* Begin Record extracts *
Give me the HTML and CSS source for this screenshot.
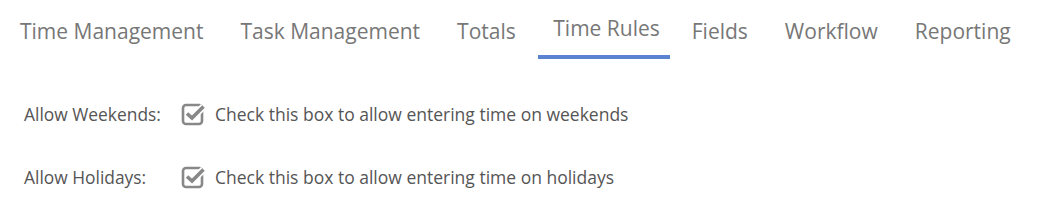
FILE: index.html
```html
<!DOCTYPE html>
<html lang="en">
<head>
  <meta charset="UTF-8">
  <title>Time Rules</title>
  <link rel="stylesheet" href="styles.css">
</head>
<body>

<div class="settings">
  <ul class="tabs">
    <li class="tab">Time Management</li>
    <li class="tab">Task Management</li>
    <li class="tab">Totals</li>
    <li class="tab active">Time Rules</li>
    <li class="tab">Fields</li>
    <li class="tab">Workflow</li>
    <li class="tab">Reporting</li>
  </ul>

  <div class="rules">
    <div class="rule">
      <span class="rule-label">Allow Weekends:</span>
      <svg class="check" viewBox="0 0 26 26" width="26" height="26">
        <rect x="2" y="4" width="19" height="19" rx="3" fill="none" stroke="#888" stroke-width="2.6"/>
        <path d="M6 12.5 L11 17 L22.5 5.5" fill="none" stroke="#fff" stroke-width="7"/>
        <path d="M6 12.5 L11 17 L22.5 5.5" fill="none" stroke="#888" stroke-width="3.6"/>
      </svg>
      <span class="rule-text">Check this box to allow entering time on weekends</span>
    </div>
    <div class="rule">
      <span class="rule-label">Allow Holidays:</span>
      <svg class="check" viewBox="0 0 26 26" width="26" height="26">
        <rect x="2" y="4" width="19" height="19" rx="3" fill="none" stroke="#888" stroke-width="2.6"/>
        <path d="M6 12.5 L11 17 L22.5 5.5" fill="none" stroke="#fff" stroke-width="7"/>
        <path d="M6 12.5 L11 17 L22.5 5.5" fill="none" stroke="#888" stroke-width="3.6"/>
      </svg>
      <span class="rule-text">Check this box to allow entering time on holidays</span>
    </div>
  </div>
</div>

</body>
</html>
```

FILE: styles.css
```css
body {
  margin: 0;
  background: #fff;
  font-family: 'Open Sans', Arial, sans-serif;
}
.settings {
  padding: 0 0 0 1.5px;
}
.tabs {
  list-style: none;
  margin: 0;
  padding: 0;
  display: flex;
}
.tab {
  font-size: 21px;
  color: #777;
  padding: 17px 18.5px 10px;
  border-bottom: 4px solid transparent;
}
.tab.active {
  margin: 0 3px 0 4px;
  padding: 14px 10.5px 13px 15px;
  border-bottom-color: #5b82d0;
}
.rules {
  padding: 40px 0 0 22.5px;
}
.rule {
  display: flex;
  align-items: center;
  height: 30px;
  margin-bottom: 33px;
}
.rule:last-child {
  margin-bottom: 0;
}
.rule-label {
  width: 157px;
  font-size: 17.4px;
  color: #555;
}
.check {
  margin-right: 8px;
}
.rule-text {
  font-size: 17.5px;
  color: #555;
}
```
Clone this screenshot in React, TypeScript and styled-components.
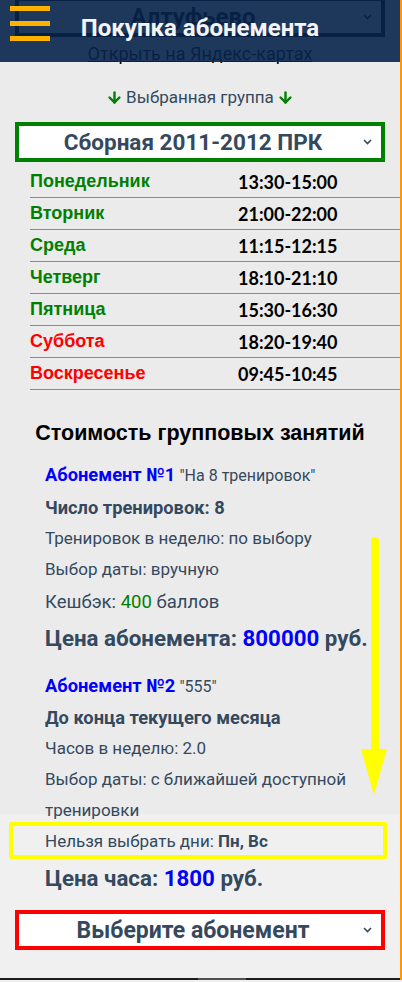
* End Record extracts *
▶ [Stated problem] Copy each line exactly, and leave the pictures out of your copy.

▶ [Final result]
Give me the HTML and CSS source for this screenshot.
FILE: index.html
```html
<!DOCTYPE html>
<html lang="en">
<head>
  <meta charset="UTF-8">
  <title>Time Rules</title>
  <link rel="stylesheet" href="styles.css">
</head>
<body>

<div class="settings">
  <ul class="tabs">
    <li class="tab">Time Management</li>
    <li class="tab">Task Management</li>
    <li class="tab">Totals</li>
    <li class="tab active">Time Rules</li>
    <li class="tab">Fields</li>
    <li class="tab">Workflow</li>
    <li class="tab">Reporting</li>
  </ul>

  <div class="rules">
    <div class="rule">
      <span class="rule-label">Allow Weekends:</span>
      <svg class="check" viewBox="0 0 26 26" width="26" height="26">
        <rect x="2" y="4" width="19" height="19" rx="3" fill="none" stroke="#888" stroke-width="2.6"/>
        <path d="M6 12.5 L11 17 L22.5 5.5" fill="none" stroke="#fff" stroke-width="7"/>
        <path d="M6 12.5 L11 17 L22.5 5.5" fill="none" stroke="#888" stroke-width="3.6"/>
      </svg>
      <span class="rule-text">Check this box to allow entering time on weekends</span>
    </div>
    <div class="rule">
      <span class="rule-label">Allow Holidays:</span>
      <svg class="check" viewBox="0 0 26 26" width="26" height="26">
        <rect x="2" y="4" width="19" height="19" rx="3" fill="none" stroke="#888" stroke-width="2.6"/>
        <path d="M6 12.5 L11 17 L22.5 5.5" fill="none" stroke="#fff" stroke-width="7"/>
        <path d="M6 12.5 L11 17 L22.5 5.5" fill="none" stroke="#888" stroke-width="3.6"/>
      </svg>
      <span class="rule-text">Check this box to allow entering time on holidays</span>
    </div>
  </div>
</div>

</body>
</html>
```

FILE: styles.css
```css
body {
  margin: 0;
  background: #fff;
  font-family: 'Open Sans', Arial, sans-serif;
}
.settings {
  padding: 0 0 0 1.5px;
}
.tabs {
  list-style: none;
  margin: 0;
  padding: 0;
  display: flex;
}
.tab {
  font-size: 21px;
  color: #777;
  padding: 17px 18.5px 10px;
  border-bottom: 4px solid transparent;
}
.tab.active {
  margin: 0 3px 0 4px;
  padding: 14px 10.5px 13px 15px;
  border-bottom-color: #5b82d0;
}
.rules {
  padding: 40px 0 0 22.5px;
}
.rule {
  display: flex;
  align-items: center;
  height: 30px;
  margin-bottom: 33px;
}
.rule:last-child {
  margin-bottom: 0;
}
.rule-label {
  width: 157px;
  font-size: 17.4px;
  color: #555;
}
.check {
  margin-right: 8px;
}
.rule-text {
  font-size: 17.5px;
  color: #555;
}
```
Clone this screenshot in React, TypeScript and styled-components.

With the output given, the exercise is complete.